== STATED GOAL ==
Return exactly, please, the lines that run from the line with "Generate a component" to the line with "import React from 'react';", ends included, and omit all pictures.

[START OF RECORD EXTRACTS]

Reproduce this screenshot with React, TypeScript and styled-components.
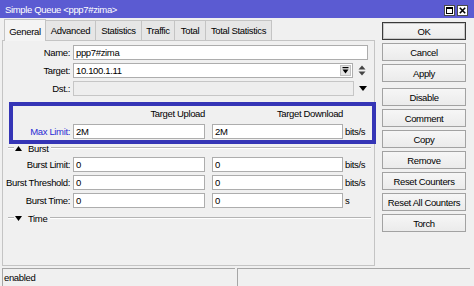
import React from "react";
import styled, { createGlobalStyle } from "styled-components";

const Global = createGlobalStyle`
  html, body { margin: 0; padding: 0; background: #f0f0f0; }
  body {
    font-family: "Liberation Sans", Arial, sans-serif;
    font-size: 9.5px;
    letter-spacing: -0.35px;
    color: #000;
  }
  * { box-sizing: border-box; }
`;

const Window = styled.div`
  position: relative;
  width: 474px;
  height: 286px;
  display: flex;
  flex-direction: column;
  background: #f0f0f0;
  overflow: hidden;
`;

const TitleBar = styled.div`
  height: 18px;
  flex: none;
  background: #5b5bd2;
  display: flex;
  align-items: center;
  padding: 0 6px 0 5px;
  color: #fff;
`;

const Title = styled.span`
  flex: 1;
  white-space: nowrap;
`;

const WinButtons = styled.div`
  display: flex;
  gap: 2px;
  margin-top: 2px;
`;

const WinBtn = styled.div`
  width: 11px;
  height: 11px;
  background: #fff;
  border: 1px solid #4a4a4a;
  display: flex;
  align-items: center;
  justify-content: center;
`;

const Body = styled.div`
  flex: 1;
  display: flex;
  padding: 2px 0 2px 2px;
  gap: 7px;
`;

const LeftCol = styled.div`
  width: 373px;
  display: flex;
  flex-direction: column;
`;

const TabRow = styled.div`
  height: 21px;
  display: flex;
  padding-left: 2px;
  position: relative;
  z-index: 1;
`;

const Tab = styled.div<{ $w: number; $active?: boolean }>`
  width: ${(p) => p.$w}px;
  height: ${(p) => (p.$active ? 22 : 21)}px;
  margin-top: ${(p) => (p.$active ? -1 : 0)}px;
  border: 1px solid #c4c4c4;
  border-bottom: ${(p) => (p.$active ? "none" : "1px solid #c4c4c4")};
  border-left: ${(p) => (p.$active ? "1px solid #c4c4c4" : "none")};
  background: ${(p) => (p.$active ? "#f4f4f4" : "#e6e6e6")};
  display: flex;
  align-items: center;
  justify-content: center;
  white-space: nowrap;
  padding-top: ${(p) => (p.$active ? 1 : 0)}px;
`;

const Panel = styled.div`
  flex: 1;
  margin-top: -1px;
  border: 1px solid #c4c4c4;
  background: #f0f0f0;
  padding-top: 2px;
  display: flex;
  flex-direction: column;
`;

const Row = styled.div<{ $h?: number }>`
  display: flex;
  align-items: center;
  height: ${(p) => p.$h ?? 18}px;
  flex: none;
`;

const Label = styled.span<{ $accent?: boolean }>`
  width: 67px;
  margin-right: 3px;
  text-align: right;
  white-space: nowrap;
  color: ${(p) => (p.$accent ? "#2b2bd4" : "#000")};
`;

const Field = styled.div<{ $w: number; $disabled?: boolean }>`
  width: ${(p) => p.$w}px;
  height: 15px;
  border: 1px solid ${(p) => (p.$disabled ? "#c6c6c6" : "#adadad")};
  background: ${(p) => (p.$disabled ? "#eeeeee" : "#ffffff")};
  display: flex;
  align-items: center;
  padding: 0 1px 0 2px;
  white-space: nowrap;
`;

const FieldText = styled.span`
  flex: 1;
`;

const InnerBtn = styled.div`
  width: 11px;
  height: 11px;
  background: #e4e4e4;
  border: 1px solid #c0c0c0;
  display: flex;
  align-items: center;
  justify-content: center;
`;

const SideIcon = styled.div`
  width: 10px;
  margin-left: 4px;
  display: flex;
  align-items: center;
  justify-content: center;
`;

const ColGap = styled.div`
  width: 7px;
`;

const ColHead = styled.span<{ $w: number }>`
  width: ${(p) => p.$w}px;
  text-align: right;
  white-space: nowrap;
`;

const Unit = styled.span`
  margin-left: 2px;
  white-space: nowrap;
`;

const Section = styled.div<{ $mt: number }>`
  display: flex;
  align-items: center;
  height: 14px;
  flex: none;
  margin-top: ${(p) => p.$mt}px;
  padding: 0 3px 0 5px;
`;

const Rule = styled.div<{ $w?: number }>`
  ${(p) => (p.$w ? `width: ${p.$w}px;` : "flex: 1;")}
  height: 2px;
  border-top: 1px solid #b4b4b4;
  border-bottom: 1px solid #ffffff;
`;

const SectionTitle = styled.span`
  margin: 0 3px 0 6px;
`;

const Arrow = styled.svg`
  margin-left: 1px;
  flex: none;
`;

const Spacer = styled.div<{ $h: number }>`
  height: ${(p) => p.$h}px;
  flex: none;
`;

const RightCol = styled.div`
  width: 84px;
  display: flex;
  flex-direction: column;
  gap: 3px;
  padding-top: 2px;
`;

const Button = styled.div<{ $default?: boolean; $mt?: number }>`
  height: 18px;
  flex: none;
  margin-top: ${(p) => p.$mt ?? 0}px;
  border: 1px solid ${(p) => (p.$default ? "#3a3a3a" : "#a2a2a2")};
  box-shadow: ${(p) => (p.$default ? "inset 0 0 0 1px #c8c8c8" : "none")};
  background: linear-gradient(#f6f6f6, #ebebeb);
  display: flex;
  align-items: center;
  justify-content: center;
  white-space: nowrap;
`;

const StatusBar = styled.div`
  height: 18px;
  flex: none;
  display: flex;
  gap: 2px;
  padding: 0 4px 0 2px;
`;

const StatusCell = styled.div<{ $w?: number }>`
  ${(p) => (p.$w ? `width: ${p.$w}px;` : "flex: 1;")}
  border-top: 1px solid #a6a6a6;
  border-left: 1px solid #a6a6a6;
  display: flex;
  align-items: center;
  padding-left: 1px;
  padding-bottom: 1px;
`;

const Highlight = styled.div`
  position: absolute;
  left: 9px;
  top: 102px;
  width: 367px;
  height: 42px;
  border: 4px solid #3535b6;
  pointer-events: none;
`;

const DownBar = () => (
  <svg width="7" height="7" viewBox="0 0 7 7">
    <rect x="0.5" y="0" width="6" height="1.2" fill="#000" />
    <polygon points="0.5,2.5 6.5,2.5 3.5,6.5" fill="#000" />
  </svg>
);

const UpDown = () => (
  <svg width="8" height="11" viewBox="0 0 8 11">
    <polygon points="0.5,4.5 7.5,4.5 4,0.5" fill="#444" />
    <polygon points="0.5,6.5 7.5,6.5 4,10.5" fill="#444" />
  </svg>
);

const Down = () => (
  <svg width="8" height="5" viewBox="0 0 8 5">
    <polygon points="0,0 8,0 4,5" fill="#000" />
  </svg>
);

const tabs: { name: string; w: number }[] = [
  { name: "General", w: 42 },
  { name: "Advanced", w: 50 },
  { name: "Statistics", w: 46 },
  { name: "Traffic", w: 33 },
  { name: "Total", w: 31 },
  { name: "Total Statistics", w: 66 },
];

const buttons = [
  "OK",
  "Cancel",
  "Apply",
  "Disable",
  "Comment",
  "Copy",
  "Remove",
  "Reset Counters",
  "Reset All Counters",
  "Torch",
];

const burstRows: { label: string; unit: string }[] = [
  { label: "Burst Limit:", unit: "bits/s" },
  { label: "Burst Threshold:", unit: "bits/s" },
  { label: "Burst Time:", unit: "s" },
];

export default function App() {
  return (
    <>
      <Global />
      <Window>
        <TitleBar>
          <Title>Simple Queue &lt;ppp7#zima&gt;</Title>
          <WinButtons>
            <WinBtn>
              <svg width="7" height="7" viewBox="0 0 7 7">
                <rect x="0.5" y="0.5" width="6" height="6" fill="none" stroke="#000" strokeWidth="1" />
                <rect x="0.5" y="0.5" width="6" height="1.5" fill="#000" />
              </svg>
            </WinBtn>
            <WinBtn>
              <svg width="7" height="7" viewBox="0 0 7 7">
                <path d="M0.8 0.8 L6.2 6.2 M6.2 0.8 L0.8 6.2" stroke="#000" strokeWidth="1.6" />
              </svg>
            </WinBtn>
          </WinButtons>
        </TitleBar>

        <Body>
          <LeftCol>
            <TabRow>
              {tabs.map((t, i) => (
                <Tab key={t.name} $w={t.w} $active={i === 0}>
                  {t.name}
                </Tab>
              ))}
            </TabRow>
            <Panel>
              <Row>
                <Label>Name:</Label>
                <Field $w={295}>
                  <FieldText>ppp7#zima</FieldText>
                </Field>
              </Row>
              <Row>
                <Label>Target:</Label>
                <Field $w={280}>
                  <FieldText>10.100.1.11</FieldText>
                  <InnerBtn>
                    <DownBar />
                  </InnerBtn>
                </Field>
                <SideIcon>
                  <UpDown />
                </SideIcon>
              </Row>
              <Row>
                <Label>Dst.:</Label>
                <Field $w={281} $disabled />
                <SideIcon>
                  <Down />
                </SideIcon>
              </Row>

              <Spacer $h={7} />
              <Row>
                <Label />
                <ColHead $w={132}>Target Upload</ColHead>
                <ColGap />
                <ColHead $w={131}>Target Download</ColHead>
              </Row>
              <Row>
                <Label $accent>Max Limit:</Label>
                <Field $w={132}>
                  <FieldText>2M</FieldText>
                </Field>
                <ColGap />
                <Field $w={131}>
                  <FieldText>2M</FieldText>
                </Field>
                <Unit>bits/s</Unit>
              </Row>

              <Section $mt={1}>
                <Rule $w={6} />
                <Arrow width="7" height="5" viewBox="0 0 7 5">
                  <polygon points="0,5 7,5 3.5,0" fill="#000" />
                </Arrow>
                <SectionTitle>Burst</SectionTitle>
                <Rule />
              </Section>

              {burstRows.map((r) => (
                <Row key={r.label}>
                  <Label>{r.label}</Label>
                  <Field $w={132}>
                    <FieldText>0</FieldText>
                  </Field>
                  <ColGap />
                  <Field $w={131}>
                    <FieldText>0</FieldText>
                  </Field>
                  <Unit>{r.unit}</Unit>
                </Row>
              ))}

              <Section $mt={2}>
                <Rule $w={6} />
                <Arrow width="7" height="5" viewBox="0 0 7 5">
                  <polygon points="0,0 7,0 3.5,5" fill="#000" />
                </Arrow>
                <SectionTitle>Time</SectionTitle>
                <Rule />
              </Section>
            </Panel>
          </LeftCol>

          <RightCol>
            {buttons.map((b, i) => (
              <Button key={b} $default={i === 0} $mt={b === "Disable" ? 3 : 0}>
                {b}
              </Button>
            ))}
          </RightCol>
        </Body>

        <StatusBar>
          <StatusCell $w={233}>enabled</StatusCell>
          <StatusCell />
        </StatusBar>

        <Highlight />
      </Window>
    </>
  );
}
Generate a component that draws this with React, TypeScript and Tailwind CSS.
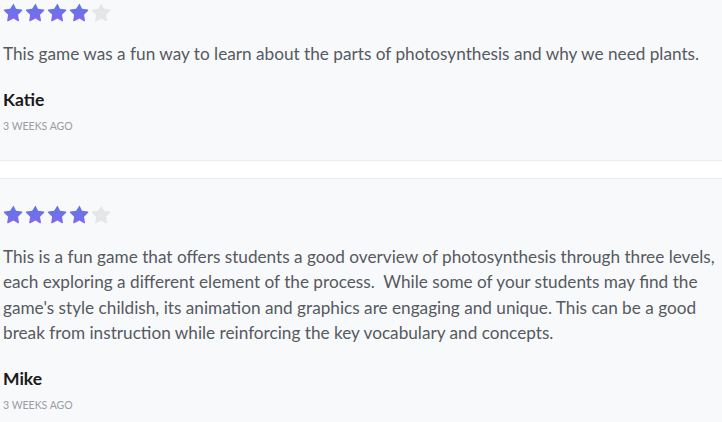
import React from 'react';

function Star({ filled, id }: { filled: boolean; id: string }) {
  return (
    <svg width="21" height="20" viewBox="0 0 24 24">
      <defs>
        <linearGradient id={id} x1="0" y1="0" x2="0" y2="1">
          <stop offset="0%" stopColor="#5a79e0" />
          <stop offset="100%" stopColor="#8467f0" />
        </linearGradient>
      </defs>
      <path
        d="M12 1.8l3.05 6.3 6.85.95c.7.1 1 .95.48 1.45l-4.97 4.8 1.2 6.8c.12.7-.62 1.23-1.25.9L12 19.75l-6.36 3.25c-.63.33-1.37-.2-1.25-.9l1.2-6.8-4.97-4.8c-.52-.5-.22-1.35.48-1.45l6.85-.95z"
        fill={filled ? `url(#${id})` : '#e6e6e8'}
      />
    </svg>
  );
}

function Rating({ value, prefix }: { value: number; prefix: string }) {
  return (
    <div className="flex gap-px">
      {[1, 2, 3, 4, 5].map(i => (
        <Star key={i} filled={i <= value} id={`${prefix}-${i}`} />
      ))}
    </div>
  );
}

const reviews = [
  {
    name: 'Katie',
    when: '3 WEEKS AGO',
    rating: 4,
    text: 'This game was a fun way to learn about the parts of photosynthesis and why we need plants.',
  },
  {
    name: 'Mike',
    when: '3 WEEKS AGO',
    rating: 4,
    text: "This is a fun game that offers students a good overview of photosynthesis through three levels, each exploring a different element of the process.\u00a0 While some of your students may find the game's style childish, its animation and graphics are engaging and unique. This can be a good break from instruction while reinforcing the key vocabulary and concepts.",
  },
];

export default function App() {
  return (
    <div className="min-h-screen bg-[#f8f9fb] overflow-hidden" style={{ fontFamily: 'Lato, "Open Sans", sans-serif' }}>
      {reviews.map((r, idx) => (
        <div key={r.name}>
          {idx > 0 && <div className="h-[19px] bg-white border-y border-[#ebedf0]" />}
          <div className={`pl-[3px] ${idx === 0 ? 'pt-[2px] pb-[28px]' : 'pt-[25px] pb-[10px]'}`}>
            <Rating value={r.rating} prefix={`r${idx}`} />
            <p className={`${idx === 0 ? 'mt-[19px]' : 'mt-[20px]'} w-[722px] text-[17.2px] leading-[25.5px] text-[#555a60]`}>{r.text}</p>
            <div className="mt-[22px] text-[17.5px] font-bold text-[#1a1a1a] leading-[22px]">{r.name}</div>
            <div className="mt-[9px] text-[10.5px] text-[#9a9ca0] leading-[12px]">{r.when}</div>
          </div>
        </div>
      ))}
    </div>
  );
}
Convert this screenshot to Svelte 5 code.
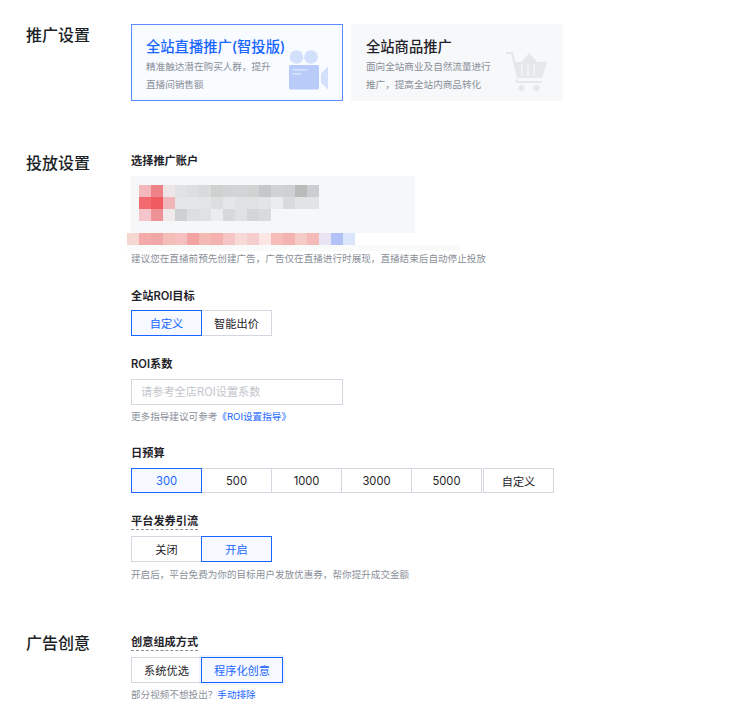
<script>
  const row1 = ['#f2b8bc','#ee8287','#eee6e6','#e0e2e3','#dcdfe1','#d8dadb','#cfd1d0','#d1d3d4','#d2d4d5','#d1d3d2','#c4c8cb','#d0d2d4','#cfd0d1','#babcbc','#cbcdd2'];
  const row2 = ['#f26a70','#ef5b5f','#efb5b9','#e4e6e8','#e4e6e8','#e2e4e5','#dcdee0','#e4e6e8','#dfe1e3','#dfe1e3','#e2e4e6','#ebecee','#d8dadc','#e1e3e5','#e1e3e5'];
  const row3 = ['#f4c5ca','#ef9298','#f1eaea','#cdd1d1','#dbdfe1','#dfe1e2','#ebecee','#d6d8da','#dfe1e2','#d3d5d7','#d8dadb'];
  const strip = ['#f6d6d0','#f3aaa9','#f0a8a6','#f4bdb8','#f5c0bf','#f2a3a2','#f5b9b3','#f3b2ad','#f6c5c5','#f7d9d7','#f6cdcd','#fce6e3','#f5bcb8','#f3b4b0','#f5cbc7','#f4bab7','#e8e4f4','#b3c2f6','#dbe5fb'];

  const budgets = ['300', '500', '1000', '3000', '5000'];
</script>

<div class="page">
  <section class="sec first">
    <h2>推广设置</h2>
    <div class="body cards">
      <div class="card active">
        <h3>全站直播推广(智投版)</h3>
        <p>精准触达潜在购买人群，提升<br />直播间销售额</p>
        <svg class="card-icon" width="40" height="42" viewBox="0 0 40 42" aria-hidden="true">
          <circle cx="7.5" cy="7" r="6.8" fill="#d3e0fb" />
          <circle cx="22" cy="7" r="6.8" fill="#d3e0fb" />
          <rect x="0" y="15" width="30" height="24.5" rx="1.5" fill="#b9cbf9" />
          <rect x="3.5" y="19" width="15" height="1.5" fill="#dbe5fd" />
          <rect x="3.5" y="23" width="9" height="1.5" fill="#dbe5fd" />
          <path d="M32 23.5 39 16.5V39.5L32 33Z" fill="#d3e0fb" />
        </svg>
      </div>
      <div class="card">
        <h3>全站商品推广</h3>
        <p>面向全站商业及自然流量进行<br />推广，提高全站内商品转化</p>
        <svg class="card-icon cart" width="42" height="42" viewBox="0 0 42 42" aria-hidden="true">
          <path d="M0 1H6L12 26" fill="none" stroke="#e5e7e9" stroke-width="2" />
          <path d="M8 10H41L36 26H12Z" fill="#e5e7e9" />
          <path d="M16 10 23 1 31 10Z" fill="#e5e7e9" />
          <path d="M16 12V24M22 12V24M28 12V24" stroke="#f7f8fa" stroke-width="1.2" />
          <path d="M36 30H12Q10 30 10.5 27.5" fill="none" stroke="#e5e7e9" stroke-width="2" />
          <circle cx="15.5" cy="36" r="3" fill="#e5e7e9" />
          <circle cx="30.5" cy="36" r="3" fill="#e5e7e9" />
        </svg>
      </div>
    </div>
  </section>

  <section class="sec second">
    <h2>投放设置</h2>
    <div class="body">
      <div class="label">选择推广账户</div>
      <div class="account">
        {#each [row1, row2, row3] as row}
          <div class="cells">
            {#each row as c}<i style="background:{c}"></i>{/each}
          </div>
        {/each}
      </div>
      <div class="cells strip">
        {#each strip as c}<i style="background:{c}"></i>{/each}
      </div>
      <div class="faint"></div>
      <div class="hint account-hint">建议您在直播前预先创建广告，广告仅在直播进行时展现，直播结束后自动停止投放</div>

      <div class="label field goal">全站ROI目标</div>
      <div class="seg">
        <button class="on">自定义</button>
        <button>智能出价</button>
      </div>

      <div class="label field tight">ROI系数</div>
      <input class="roi" type="text" placeholder="请参考全店ROI设置系数" />
      <div class="hint loose">更多指导建议可参考<span class="link">《ROI设置指导》</span></div>

      <div class="label field">日预算</div>
      <div class="seg budget">
        {#each budgets as b, i}
          <button class:on={i === 0}>{b}</button>
        {/each}
        <button class="custom">自定义</button>
      </div>

      <div class="label field tight"><span class="dashed">平台发券引流</span></div>
      <div class="seg">
        <button>关闭</button>
        <button class="on">开启</button>
      </div>
      <div class="hint coupon-hint">开启后，平台免费为你的目标用户发放优惠券，帮你提升成交金额</div>
    </div>
  </section>

  <section class="sec third">
    <h2>广告创意</h2>
    <div class="body">
      <div class="label"><span class="dashed">创意组成方式</span></div>
      <div class="seg">
        <button>系统优选</button>
        <button class="on glow">程序化创意</button>
      </div>
      <div class="hint loose">部分视频不想投出？<span class="link">手动排除</span></div>
    </div>
  </section>
</div>

<style>
  :global(body) {
    background: #fff;
  }

  .page {
    font-family: Inter, "Noto Sans CJK SC", sans-serif;
    color: #1f2329;
    padding: 24px 0 0 26px;
  }

  .sec {
    display: flex;
  }
  .second {
    margin-top: 52px;
  }
  .third {
    margin-top: 52px;
  }

  h2 {
    width: 105px;
    flex-shrink: 0;
    margin: 0;
    font-size: 16px;
    line-height: 22px;
    font-weight: 500;
    color: #1b1f26;
  }
  .second h2 {
    margin-top: -1px;
  }
  .third h2 {
    margin-top: -2px;
  }
  .body {
    min-width: 0;
  }

  .cards {
    display: flex;
    gap: 8px;
  }
  .card {
    position: relative;
    box-sizing: border-box;
    width: 212px;
    height: 77px;
    padding: 13px 14px;
    background: #f7f8fa;
    border: 1px solid #f7f8fa;
  }
  .card h3 {
    margin: 0 0 2px;
    font-size: 14.3px;
    line-height: 18px;
    font-weight: 500;
    color: #1f2329;
    white-space: nowrap;
  }
  .card p {
    margin: 0;
    font-size: 9.6px;
    line-height: 18px;
    color: #8a8f99;
    white-space: nowrap;
  }
  .card.active {
    background: #f8fbff;
    border-color: #5b8cff;
  }
  .card.active h3 {
    color: #1966ff;
  }
  .card-icon {
    position: absolute;
    right: 13px;
    top: 25px;
  }
  .card-icon.cart {
    right: 14px;
    top: 27px;
  }

  .label {
    font-size: 11.2px;
    line-height: 16px;
    font-weight: 600;
    color: #1f2329;
  }
  .field {
    margin-top: 21px;
  }
  .field.goal {
    margin-top: 22px;
  }
  .field.tight {
    margin-top: 20px;
  }
  .dashed {
    display: inline-block;
    line-height: 15px;
    border-bottom: 1px dashed #8a8f99;
  }

  .account {
    width: 284px;
    height: 57px;
    box-sizing: border-box;
    margin-top: 7px;
    padding: 9px 0 0 8px;
    background: #f6f7f9;
  }
  .cells {
    display: flex;
    height: 12px;
  }
  .cells i {
    display: block;
    width: 12px;
    height: 12px;
  }
  .strip {
    margin-left: -4px;
  }
  .faint {
    width: 332px;
    height: 6px;
    margin-left: -4px;
    background: #f9fafa;
  }

  .hint {
    margin-top: 4px;
    font-size: 9.6px;
    line-height: 14px;
    color: #8a8f99;
    white-space: nowrap;
  }
  .account-hint {
    margin-top: 1px;
  }
  .hint.loose {
    margin-top: 5px;
  }
  .hint.coupon-hint {
    margin-top: 6px;
  }
  .link {
    color: #1966ff;
  }

  .seg {
    display: flex;
    margin-top: 6px;
  }
  .seg.budget {
    margin-top: 7px;
  }
  .seg button {
    box-sizing: border-box;
    min-width: 71px;
    height: 26px;
    margin: 0 0 0 -1px;
    padding: 0 12px;
    background: #fff;
    border: 1px solid #d5d7e0;
    border-radius: 0;
    font: inherit;
    font-size: 11.2px;
    color: #1f2329;
    cursor: pointer;
  }
  .seg.budget button {
    height: 25px;
  }
  .seg button:first-child {
    margin-left: 0;
  }
  .seg button.on {
    position: relative;
    background: #f6f9ff;
    border-color: #1966ff;
    color: #1966ff;
  }
  .seg button.glow {
    box-shadow: 0 0 0 2px rgba(25, 102, 255, 0.07);
  }
  .seg button.custom {
    margin-left: 1px;
  }

  .roi {
    display: block;
    box-sizing: border-box;
    width: 212px;
    height: 26px;
    margin-top: 7px;
    padding: 0 9px;
    background: #fff;
    border: 1px solid #d5d7e0;
    border-radius: 0;
    outline: none;
    font: inherit;
    font-size: 11.2px;
  }
  .roi::placeholder {
    color: #c3c6cc;
  }
</style>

[END OF RECORD EXTRACTS]

== RESPONSE TO THE EXERCISE ==
Generate a component that draws this with React, TypeScript and Tailwind CSS.
import React from 'react';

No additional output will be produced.